15-16 - Randomly pick someone within eyeshot, they must test vs. psychic. If they pass, work through everyone until someone fails. Whoever fails first swaps bodies with the Astropath. Unless the host body is blind they cannot use their psychic powers, and I imagine the other guy doesn't appreciate being blind either. This lasts for d6 1-3-hours/4-5-days/6-years.

17-18 - Mind storm! Reroll all these dice, take that much damage.

19-23 - You die, your brain leaking out of your nose. Those within 10 metres must save vs psychic or take 1d8 damage and be incapacitated for d4 rounds while the scream and bleed from their eyes.

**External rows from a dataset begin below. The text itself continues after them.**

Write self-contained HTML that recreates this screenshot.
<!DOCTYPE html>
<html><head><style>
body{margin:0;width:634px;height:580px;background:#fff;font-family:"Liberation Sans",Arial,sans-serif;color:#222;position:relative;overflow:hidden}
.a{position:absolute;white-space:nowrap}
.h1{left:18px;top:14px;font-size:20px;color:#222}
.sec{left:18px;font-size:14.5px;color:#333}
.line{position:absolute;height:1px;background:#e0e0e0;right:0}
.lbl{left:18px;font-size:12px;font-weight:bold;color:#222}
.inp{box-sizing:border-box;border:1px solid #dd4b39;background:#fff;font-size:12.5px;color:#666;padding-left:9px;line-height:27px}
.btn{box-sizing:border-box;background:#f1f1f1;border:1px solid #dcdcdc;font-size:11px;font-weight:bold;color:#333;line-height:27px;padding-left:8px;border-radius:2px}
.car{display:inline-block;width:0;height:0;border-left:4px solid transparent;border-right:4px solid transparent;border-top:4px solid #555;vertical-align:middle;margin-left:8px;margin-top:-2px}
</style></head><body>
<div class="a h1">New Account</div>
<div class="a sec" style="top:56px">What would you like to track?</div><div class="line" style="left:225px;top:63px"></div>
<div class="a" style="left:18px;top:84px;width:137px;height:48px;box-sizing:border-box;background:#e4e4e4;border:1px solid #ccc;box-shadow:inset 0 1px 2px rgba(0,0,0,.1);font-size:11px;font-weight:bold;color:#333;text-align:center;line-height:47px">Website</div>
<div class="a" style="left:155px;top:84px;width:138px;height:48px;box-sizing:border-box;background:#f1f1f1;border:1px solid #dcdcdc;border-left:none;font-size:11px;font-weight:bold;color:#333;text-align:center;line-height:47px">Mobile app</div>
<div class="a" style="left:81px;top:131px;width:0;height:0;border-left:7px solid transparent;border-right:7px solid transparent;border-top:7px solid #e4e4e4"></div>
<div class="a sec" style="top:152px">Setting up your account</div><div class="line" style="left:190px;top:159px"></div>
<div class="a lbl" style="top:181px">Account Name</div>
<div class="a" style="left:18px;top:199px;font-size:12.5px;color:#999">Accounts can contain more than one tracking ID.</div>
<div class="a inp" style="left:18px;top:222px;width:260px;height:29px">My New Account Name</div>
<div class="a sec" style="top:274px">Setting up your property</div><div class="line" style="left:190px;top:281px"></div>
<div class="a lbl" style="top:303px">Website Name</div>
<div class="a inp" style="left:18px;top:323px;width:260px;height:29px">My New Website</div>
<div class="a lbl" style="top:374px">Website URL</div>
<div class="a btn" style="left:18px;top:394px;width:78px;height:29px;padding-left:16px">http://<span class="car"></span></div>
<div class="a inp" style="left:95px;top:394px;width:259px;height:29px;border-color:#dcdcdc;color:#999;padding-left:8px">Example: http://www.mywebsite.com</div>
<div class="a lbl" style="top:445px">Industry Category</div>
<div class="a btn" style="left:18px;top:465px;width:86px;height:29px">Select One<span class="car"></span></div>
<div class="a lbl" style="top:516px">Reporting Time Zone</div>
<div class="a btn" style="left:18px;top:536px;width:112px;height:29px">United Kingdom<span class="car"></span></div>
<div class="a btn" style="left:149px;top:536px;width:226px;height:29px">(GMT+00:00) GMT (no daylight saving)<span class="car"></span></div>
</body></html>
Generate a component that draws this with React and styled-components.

24+ Instrumentality event. The astropath is dead, his mind scattered, a psychic ringing so loud that even those not attuned to such things can hear it. Everyone within a mile must save vs. psychic or die. Everyone within a mile of them must save of die, and so on The collective psychic backlash will create a psychic presence that will cause all kind of weird troubles for a long time and be sensed by all psychics in the same system. There's a good reason astropaths are trained in space.







Misc

Saving throws are now: Paralyse, Poison, Blast, Device, Psychic

Treat spaceships as little people. They get +X in Speed and Combat, have an AC, HP, etc. At certain HP thresholds there is a chance of events happening, like an engine exploding, or a fire, or a gaping hole into space.

Each ship will have stations that players can engage with to take part in ship stuff. Like, take a gun, drive it, put out fires, etc.